Any physical cell K is obtained by a mapping F : \hat{K} \to K.

Reference interval, triangle, and quadrilateral.

Cell sub-entities#

A cell has sub-entities of different topological dimensions. For a triangle:

  • vertices (dimension 0): v0, v1, v2

  • edges (dimension 1): e0, e1, e2

  • cell interior (dimension 2): the face itself

Orientation of edges matters for vector elements. BIEKIT uses a consistent orientation to define signs for basis functions on shared edges.

Triangle with oriented edges and vertex labels.

Finite elements#

A finite element is the triple (K, P, N):

  • K: the cell

  • P: a polynomial (or function) space on K

  • N: a set of linearly independent functionals (degrees of freedom)

Unisolvence means there is a unique basis {phi_i} such that

\[N_j(\phi_i) = \delta_{ij}.\]

Example: Lagrange element#

For Lagrange elements, P is a scalar polynomial space and N are point evaluations. For the triangle, let \lambda_1, \lambda_2, \lambda_3 be the barycentric coordinates. The P1 basis is:

\[\phi_1 = \lambda_1,\quad \phi_2 = \lambda_2,\quad \phi_3 = \lambda_3.\]

The interpolation operator satisfies

\[Iu(\mathbf{x}) = \sum_i u(\mathbf{x}_i) \phi_i(\mathbf{x}),\]
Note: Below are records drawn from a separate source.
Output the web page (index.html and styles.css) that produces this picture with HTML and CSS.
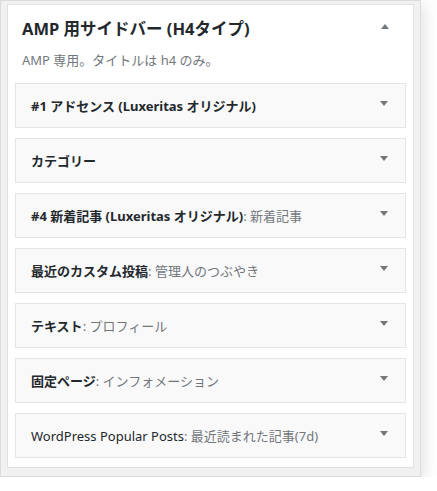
FILE: index.html
```html
<!DOCTYPE html>
<html lang="ja">
<head>
    <meta charset="UTF-8">
    <meta name="viewport" content="width=device-width, initial-scale=1.0">
    <title>AMP 用サイドバー</title>
    <link rel="stylesheet" href="styles.css">
</head>
<body>
    <div class="sidebar-frame">
        <div class="sidebar-panel">
            <div class="sidebar-head">
                <div class="sidebar-title-row">
                    <h2 class="sidebar-title">AMP 用サイドバー (H4タイプ)</h2>
                    <span class="arrow arrow-up"></span>
                </div>
                <p class="sidebar-desc">AMP 専用。タイトルは h4 のみ。</p>
            </div>

            <!-- Widgets -->
            <div class="widget-list">
                <div class="widget">
                    <span class="widget-title"><strong>#1 アドセンス (Luxeritas オリジナル)</strong></span>
                    <span class="arrow"></span>
                </div>
                <div class="widget">
                    <span class="widget-title"><strong>カテゴリー</strong></span>
                    <span class="arrow"></span>
                </div>
                <div class="widget">
                    <span class="widget-title"><strong>#4 新着記事 (Luxeritas オリジナル)</strong><span class="in-title">: 新着記事</span></span>
                    <span class="arrow"></span>
                </div>
                <div class="widget">
                    <span class="widget-title"><strong>最近のカスタム投稿</strong><span class="in-title">: 管理人のつぶやき</span></span>
                    <span class="arrow"></span>
                </div>
                <div class="widget">
                    <span class="widget-title"><strong>テキスト</strong><span class="in-title">: プロフィール</span></span>
                    <span class="arrow"></span>
                </div>
                <div class="widget">
                    <span class="widget-title"><strong>固定ページ</strong><span class="in-title">: インフォメーション</span></span>
                    <span class="arrow"></span>
                </div>
                <div class="widget">
                    <span class="widget-title">WordPress Popular Posts<span class="in-title">: 最近読まれた記事(7d)</span></span>
                    <span class="arrow"></span>
                </div>
            </div>
        </div>
    </div>
</body>
</html>
```

FILE: styles.css
```css
/* General */
body {
    margin: 0;
    padding: 0;
    background-color: #fff;
    font-family: "Noto Sans", "Noto Sans CJK JP", sans-serif;
    color: #23282d;
}

/* Outer grey frame */
.sidebar-frame {
    width: 407px;
    height: 469px;
    padding: 3px 6px 3px 6px;
    background-color: #f1f1f1;
    border: 1px solid #dcdcdc;
    box-shadow: 3px 4px 14px rgba(0, 0, 0, 0.12);
}

.sidebar-panel {
    box-sizing: border-box;
    height: 464px;
    background-color: #fff;
    border: 1px solid #e2e2e2;
    padding: 0 7px 9px 7px;
}

/* Header */
.sidebar-head {
    padding: 12px 7px 0 7px;
}

.sidebar-title-row {
    display: flex;
    align-items: center;
    justify-content: space-between;
}

.sidebar-title {
    margin: 0;
    font-size: 16.5px;
    font-weight: 700;
    line-height: 24px;
}

.sidebar-desc {
    margin: 10px 0 0 0;
    font-size: 13px;
    line-height: 18px;
    color: #72777c;
}

/* Widget boxes */
.widget-list {
    display: flex;
    flex-direction: column;
    gap: 10px;
    margin-top: 14px;
}

.widget {
    box-sizing: border-box;
    height: 45px;
    display: flex;
    align-items: center;
    justify-content: space-between;
    padding: 0 17px 0 15px;
    background-color: #f9f9f9;
    border: 1px solid #e5e5e5;
    font-size: 13px;
}

.widget-title strong {
    font-weight: 700;
}

.in-title {
    color: #72777c;
}

/* Toggle arrows */
.arrow {
    width: 0;
    height: 0;
    border-left: 4px solid transparent;
    border-right: 4px solid transparent;
    border-top: 5px solid #72777c;
    margin-top: -5px;
}

.arrow-up {
    border-top: none;
    border-bottom: 5px solid #72777c;
    margin-right: 10px;
    margin-top: -5px;
}
```
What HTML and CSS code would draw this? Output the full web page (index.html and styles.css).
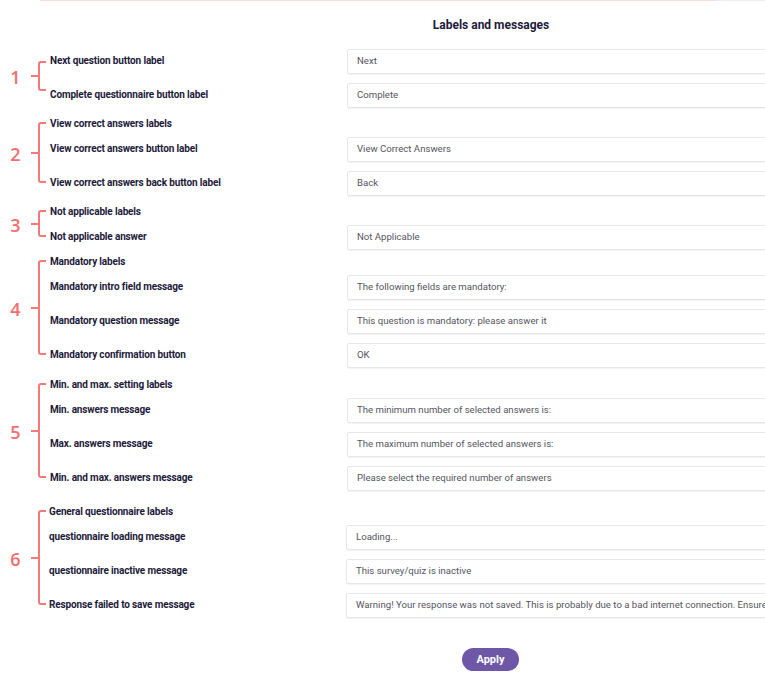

where \mathbf{x}_i are the nodes. Higher order elements place additional nodes on edges and in the interior.

Integral moments#

Some finite elements use integral moments instead of point evaluations. A typical moment functional is

\[N(v) = \int_E v \cdot q\, ds,\]

where E is an edge or a face and q is a test function. For H(div) on a surface, a common choice is flux moments:

\[N_e(v) = \int_e v \cdot n_e\ q\, ds,\]

where n_e is the outward unit normal to the edge within the surface.

Example: Nedelec element#

Nedelec (H(curl)) elements use tangential moments on edges:

\[N_e(v) = \int_e v \cdot t_e\ ds,\]

where t_e is the edge tangent. On a triangle, one possible basis for the lowest-order Nedelec element is

\[\mathbf{N}_{12} = \lambda_1 \nabla \lambda_2 - \lambda_2 \nabla \lambda_1,\]

with cyclic permutations. BIEKIT does not implement Nedelec elements yet, but the mapping rules are the same as for other H(curl) spaces.

Mapping finite elements#

Let F : \hat{K} \to K be the geometry map with Jacobian

\[J(\hat{x}) = \frac{\partial F}{\partial \hat{x}}.\]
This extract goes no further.